**EXERCISE INSTRUCTIONS**
Show only lines that include "this".

◇ ◇ ◇

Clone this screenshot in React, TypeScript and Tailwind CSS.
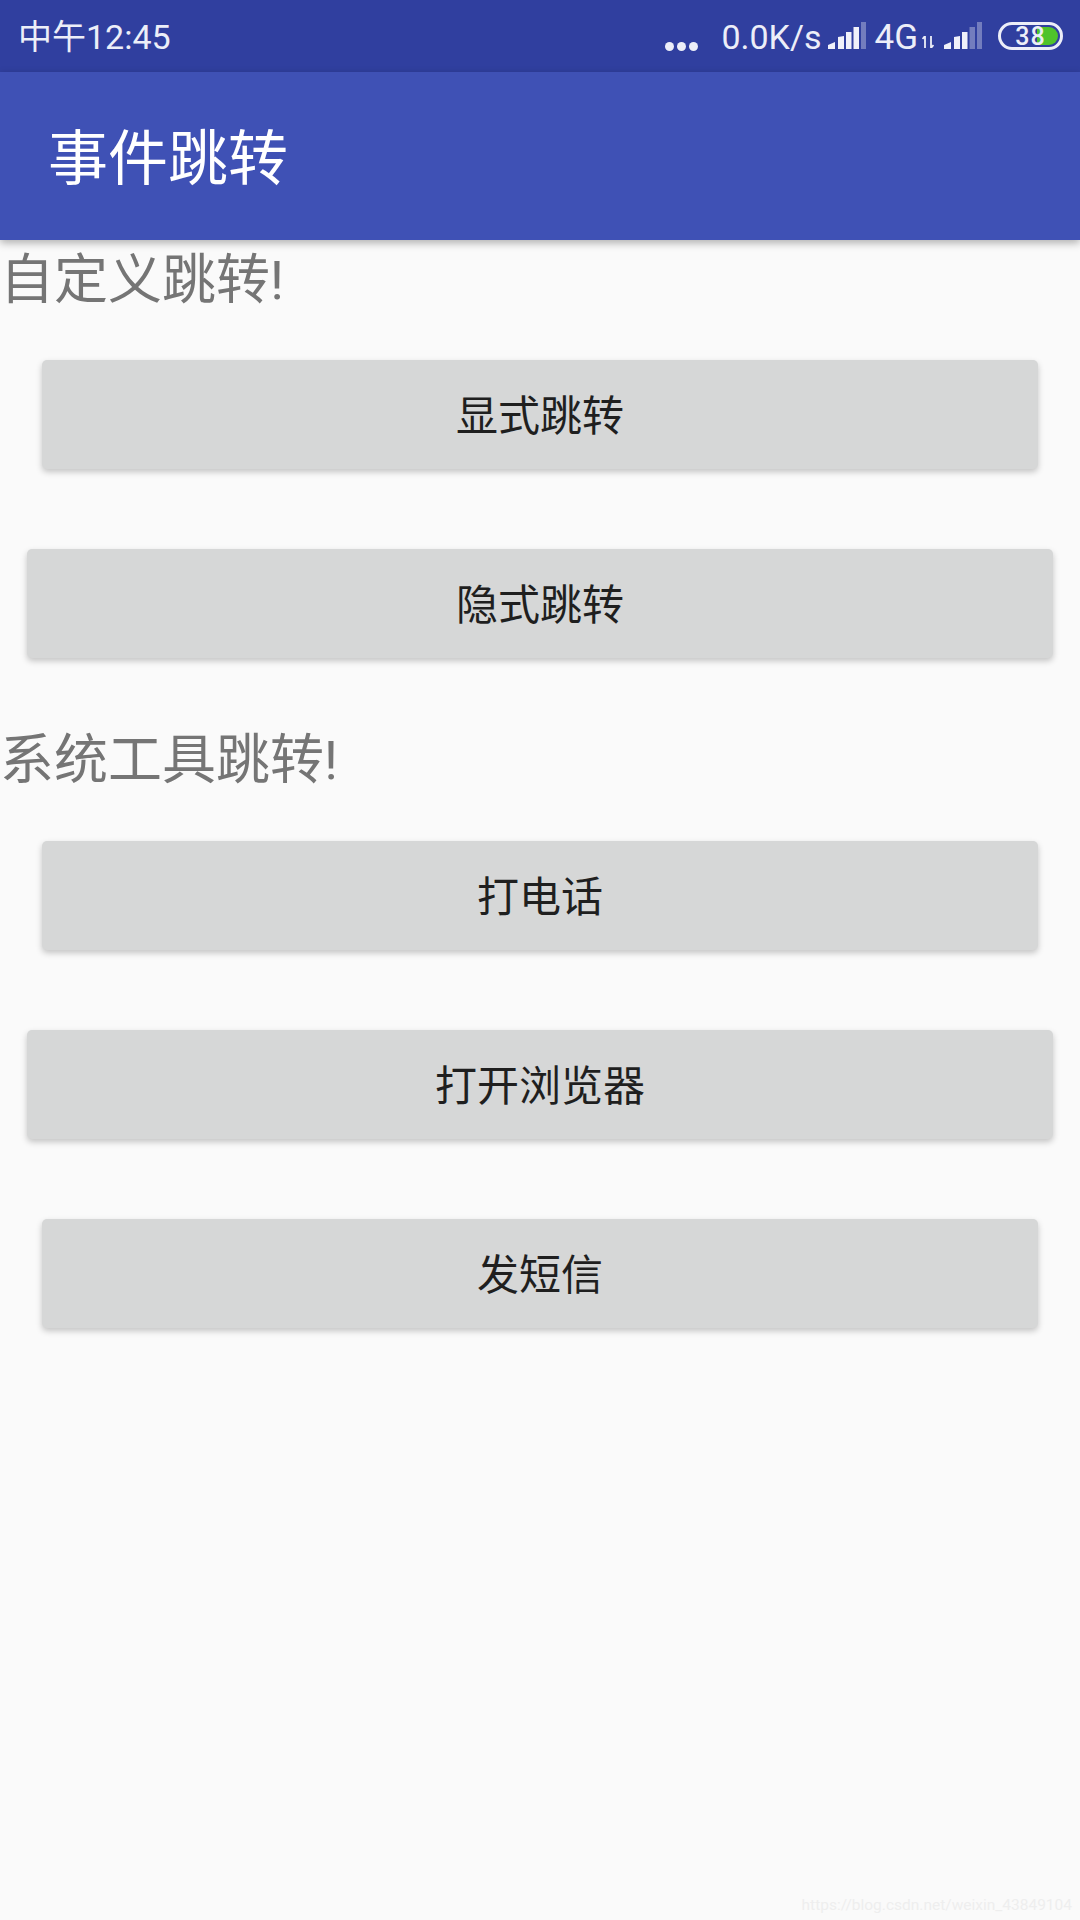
const fontStack = { fontFamily: '"Roboto", "Noto Sans CJK SC", sans-serif' };

function SignalBars({ dimFrom }: { dimFrom: number }) {
  const bars = [
    "M0 27 V23 L7 20 V27 Z",
    "M10 27 V15 L16 14 V27 Z",
    "M18 27 V10 H23.5 V27 Z",
    "M25.5 27 V5 H31 V27 Z",
    "M33 27 V0 H38 V27 Z",
  ];
  return (
    <svg width="39" height="27" viewBox="0 0 39 27">
      {bars.map((d, i) => (
        <path key={d} d={d} fill="#f0f1fa" fillOpacity={i >= dimFrom ? 0.35 : 1} />
      ))}
    </svg>
  );
}

function StatusBar() {
  return (
    <div className="flex h-[72px] items-center justify-between bg-[#303f9f] pl-[18px] pr-[17px] text-[#eceef8]">
      <span className="mt-[2px] text-[34px] leading-none">中午12:45</span>
      <div className="flex items-center">
        <div className="mt-[20px] mr-[23px] flex gap-[3px]">
          <span className="h-[9px] w-[9px] rounded-full bg-[#eceef8]" />
          <span className="h-[9px] w-[9px] rounded-full bg-[#eceef8]" />
          <span className="h-[9px] w-[9px] rounded-full bg-[#eceef8]" />
        </div>
        <span className="mt-[2px] text-[34px] leading-none">0.0K/s</span>
        <div className="mt-[-1px] ml-[7px]">
          <SignalBars dimFrom={4} />
        </div>
        <span className="mt-[2px] ml-[7px] text-[35px] leading-none">4G</span>
        <svg className="mt-[12px] ml-[4px]" width="12" height="12" viewBox="0 0 12 12">
          <path d="M3 0 V12 M0.5 3 L3 0 M9 12 V0 M9 12 L11.5 9" fill="none" stroke="#eceef8" strokeWidth="1.8" />
        </svg>
        <div className="mt-[-1px] ml-[10px]">
          <SignalBars dimFrom={3} />
        </div>
        <div className="relative mt-[-1px] ml-[15px] h-[28px] w-[65px] rounded-full border-[3px] border-[#eceef8]">
          <div className="absolute top-[2px] right-[2px] bottom-[2px] left-[36px] rounded-r-full bg-[#4fc32a]" />
          <span className="absolute inset-0 flex items-center justify-center pt-[1px] text-[25px] leading-none font-medium tracking-[1px] text-[#eceef8]">
            38
          </span>
        </div>
      </div>
    </div>
  );
}

function ActionButton({ label, wide, className }: { label: string; wide?: boolean; className?: string }) {
  return (
    <button
      className={`flex h-[109px] items-center justify-center rounded-[5px] bg-[#d6d7d7] pt-[5px] text-[42px] leading-none text-[#1f1f1f] shadow-[0_3px_6px_rgba(0,0,0,0.22)] ${
        wide ? "mx-[27px]" : "mx-[42px]"
      } ${className ?? ""}`}
    >
      {label}
    </button>
  );
}

export default function App() {
  return (
    <div className="flex h-[1920px] w-[1080px] flex-col overflow-hidden bg-[#fafafa]" style={fontStack}>
      <StatusBar />
      <div className="relative z-10 flex h-[168px] items-center bg-[#3f51b5] pt-[7px] pl-[48px] shadow-[0_3px_8px_rgba(0,0,0,0.3)]">
        <span className="text-[60px] leading-none text-white">事件跳转</span>
      </div>

      <p className="mt-[8px] h-[66px] text-[54px] leading-[66px] text-[#757575]">自定义跳转!</p>
      <ActionButton label="显式跳转" className="mt-[46px]" />
      <ActionButton label="隐式跳转" wide className="mt-[80px]" />

      <p className="mt-[70px] h-[66px] text-[54px] leading-[66px] text-[#757575]">系统工具跳转!</p>
      <ActionButton label="打电话" className="mt-[47px]" />
      <ActionButton label="打开浏览器" wide className="mt-[80px]" />
      <ActionButton label="发短信" className="mt-[80px]" />

      <div className="mt-auto flex justify-end pr-[8px] pb-[7px]">
        <span className="text-[15.5px] leading-none text-[#eeeeee]">https://blog.csdn.net/weixin_43849104</span>
      </div>
    </div>
  );
}
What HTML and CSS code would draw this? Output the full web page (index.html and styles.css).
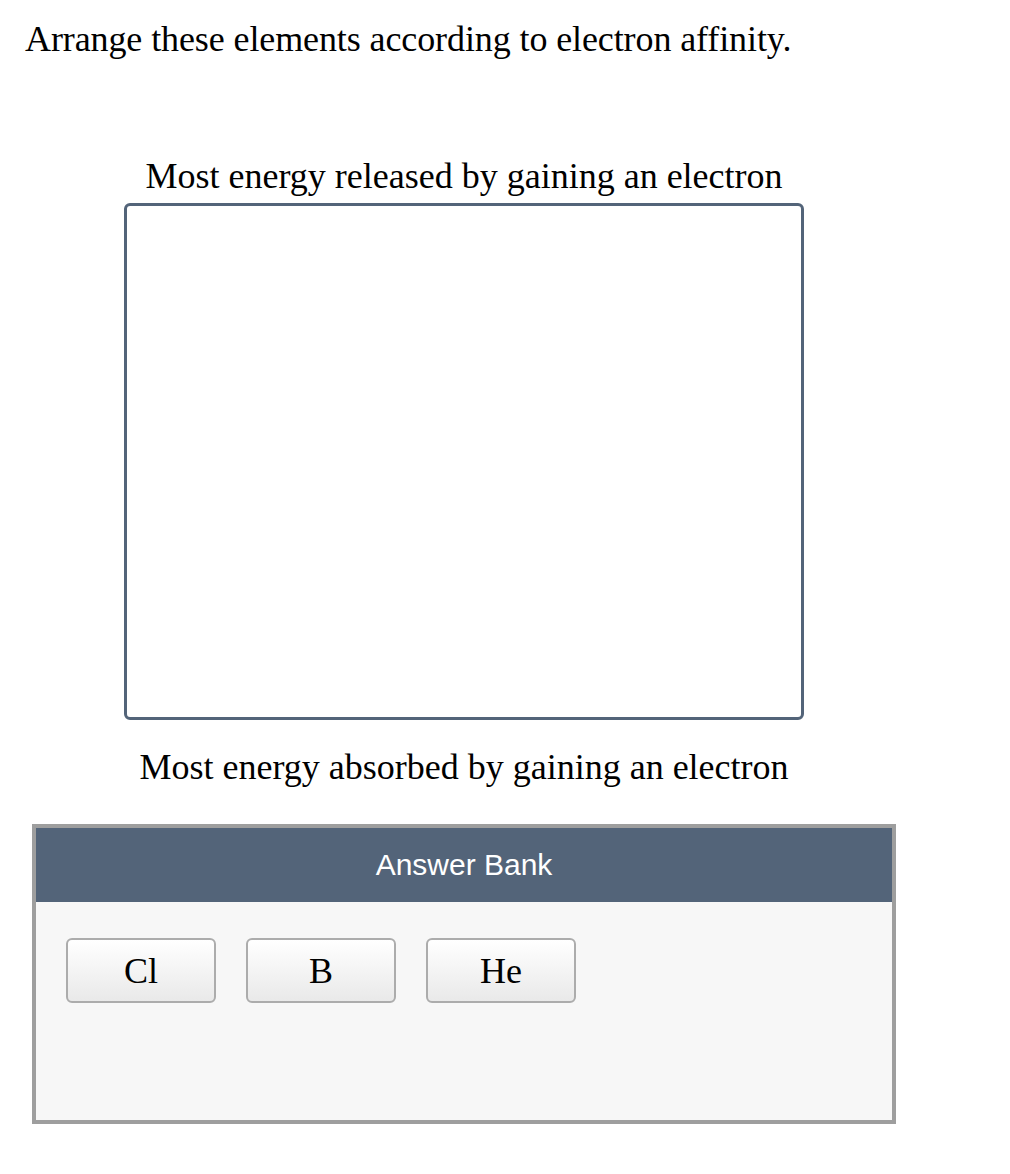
FILE: index.html
```html
<!DOCTYPE html>
<html lang="en">
<head>
    <meta charset="UTF-8">
    <title>Electron Affinity Ranking</title>
    <link rel="stylesheet" href="styles.css">
</head>
<body>
    <p class="prompt">Arrange these elements according to electron affinity.</p>

    <div class="sorter">
        <div class="label label-top">Most energy released by gaining an electron</div>
        <div class="drop-zone" id="dropZone"></div>
        <div class="label label-bottom">Most energy absorbed by gaining an electron</div>

        <div class="answer-bank">
            <div class="bank-header">Answer Bank</div>
            <div class="bank-tiles" id="bankTiles">
                <div class="tile">Cl</div>
                <div class="tile">B</div>
                <div class="tile">He</div>
            </div>
        </div>
    </div>
</body>
</html>
```

FILE: styles.css
```css
body {
    margin: 0;
    font-family: "Liberation Serif", "Times New Roman", serif;
    color: #000;
    background: #fff;
}
.prompt {
    margin: 0;
    padding: 19px 0 0 25px;
    font-size: 36px;
    line-height: 41px;
    letter-spacing: -0.1px;
}
.sorter {
    width: 864px;
    margin-left: 32px;
    display: flex;
    flex-direction: column;
    align-items: center;
}
.label {
    font-size: 36px;
    line-height: 41px;
    text-align: center;
}
.label-top {
    margin-top: 96px;
}
.drop-zone {
    box-sizing: border-box;
    width: 680px;
    height: 517px;
    margin-top: 6px;
    border: 3px solid #536479;
    border-radius: 6px;
    background: #fff;
}
.label-bottom {
    margin-top: 27px;
}
.answer-bank {
    box-sizing: border-box;
    width: 864px;
    height: 300px;
    margin-top: 36px;
    border: 4px solid #9e9e9e;
    background: #f7f7f7;
}
.bank-header {
    height: 74px;
    display: flex;
    align-items: center;
    justify-content: center;
    background: #536479;
    color: #fff;
    font-family: "Liberation Sans", Arial, sans-serif;
    font-size: 30px;
}
.bank-tiles {
    display: flex;
    gap: 30px;
    padding: 36px 30px;
}
.tile {
    box-sizing: border-box;
    width: 150px;
    height: 65px;
    display: flex;
    align-items: center;
    justify-content: center;
    border: 2px solid #acacac;
    border-radius: 6px;
    background: linear-gradient(#ffffff, #e9e9e9);
    font-size: 36px;
    cursor: pointer;
}
```
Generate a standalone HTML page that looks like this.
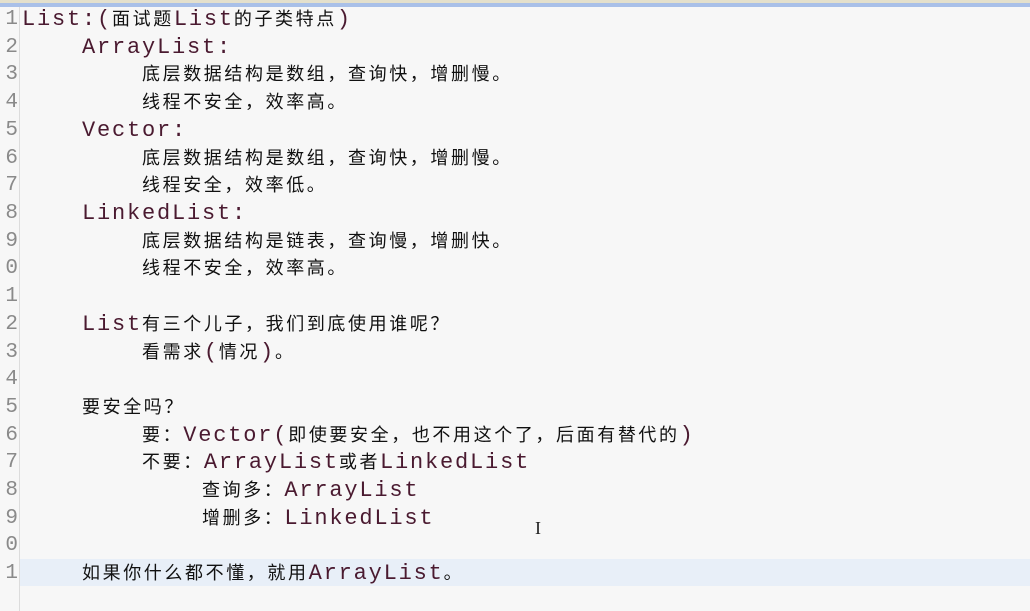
<!DOCTYPE html>
<html><head><meta charset="utf-8"><style>
body{margin:0;width:1030px;height:611px;background:#f7f7f7;overflow:hidden;position:relative;font-family:"Liberation Sans","Noto Sans CJK SC",sans-serif}
.top1{position:absolute;left:0;top:0;width:1030px;height:3px;background:#e4e0cc}
.top2{position:absolute;left:0;top:3px;width:1030px;height:4px;background:#a9c0e8}
.gut{position:absolute;left:19px;top:7px;width:1px;height:604px;background:#dcdcdc}
.hl{position:absolute;left:20px;top:559px;width:1010px;height:27px;background:#e8eff8}
.ln{position:absolute;left:0;width:18px;text-align:right;color:#8a8a8a;font-family:"Liberation Mono",monospace;font-size:21px;line-height:27.7px}
.t{position:absolute;white-space:pre;font-size:18px;line-height:27.7px;color:#111;letter-spacing:2.6px}
.m{font-family:"Liberation Mono",monospace;font-size:22px;color:#4a1a30;letter-spacing:1.8px}
</style></head><body>
<div class="top1"></div><div class="top2"></div><div class="gut"></div><div class="hl"></div>
<div class="ln" style="top:6px">1</div><div class="ln" style="top:34px">2</div><div class="ln" style="top:61px">3</div><div class="ln" style="top:89px">4</div><div class="ln" style="top:117px">5</div><div class="ln" style="top:145px">6</div><div class="ln" style="top:172px">7</div><div class="ln" style="top:200px">8</div><div class="ln" style="top:228px">9</div><div class="ln" style="top:255px">0</div><div class="ln" style="top:283px">1</div><div class="ln" style="top:311px">2</div><div class="ln" style="top:339px">3</div><div class="ln" style="top:366px">4</div><div class="ln" style="top:394px">5</div><div class="ln" style="top:422px">6</div><div class="ln" style="top:449px">7</div><div class="ln" style="top:477px">8</div><div class="ln" style="top:505px">9</div><div class="ln" style="top:532px">0</div><div class="ln" style="top:560px">1</div>
<div class="t" style="left:22px;top:6px"><span class="m">List:(</span>面试题<span class="m">List</span>的子类特点<span class="m">)</span></div>
<div class="t" style="left:82px;top:34px"><span class="m">ArrayList:</span></div>
<div class="t" style="left:142px;top:61px">底层数据结构是数组，查询快，增删慢。</div>
<div class="t" style="left:142px;top:89px">线程不安全，效率高。</div>
<div class="t" style="left:82px;top:117px"><span class="m">Vector:</span></div>
<div class="t" style="left:142px;top:145px">底层数据结构是数组，查询快，增删慢。</div>
<div class="t" style="left:142px;top:172px">线程安全，效率低。</div>
<div class="t" style="left:82px;top:200px"><span class="m">LinkedList:</span></div>
<div class="t" style="left:142px;top:228px">底层数据结构是链表，查询慢，增删快。</div>
<div class="t" style="left:142px;top:255px">线程不安全，效率高。</div>
<div class="t" style="left:82px;top:311px"><span class="m">List</span>有三个儿子，我们到底使用谁呢？</div>
<div class="t" style="left:142px;top:339px">看需求<span class="m">(</span>情况<span class="m">)</span>。</div>
<div class="t" style="left:82px;top:394px">要安全吗？</div>
<div class="t" style="left:142px;top:422px">要：<span class="m">Vector(</span>即使要安全，也不用这个了，后面有替代的<span class="m">)</span></div>
<div class="t" style="left:142px;top:449px">不要：<span class="m">ArrayList</span>或者<span class="m">LinkedList</span></div>
<div class="t" style="left:202px;top:477px">查询多：<span class="m">ArrayList</span></div>
<div class="t" style="left:202px;top:505px">增删多：<span class="m">LinkedList</span></div>
<div class="t" style="left:82px;top:560px">如果你什么都不懂，就用<span class="m">ArrayList</span>。</div>
<div style="position:absolute;left:535px;top:518px;font-family:'Liberation Serif',serif;font-size:18px;color:#222">I</div>
</body></html>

◇ ◇ ◇

**THE SOLUTION**
Clone this screenshot in React, TypeScript and Tailwind CSS.
What HTML and CSS code would draw this? Output the full web page (index.html and styles.css).
Generate a standalone HTML page that looks like this.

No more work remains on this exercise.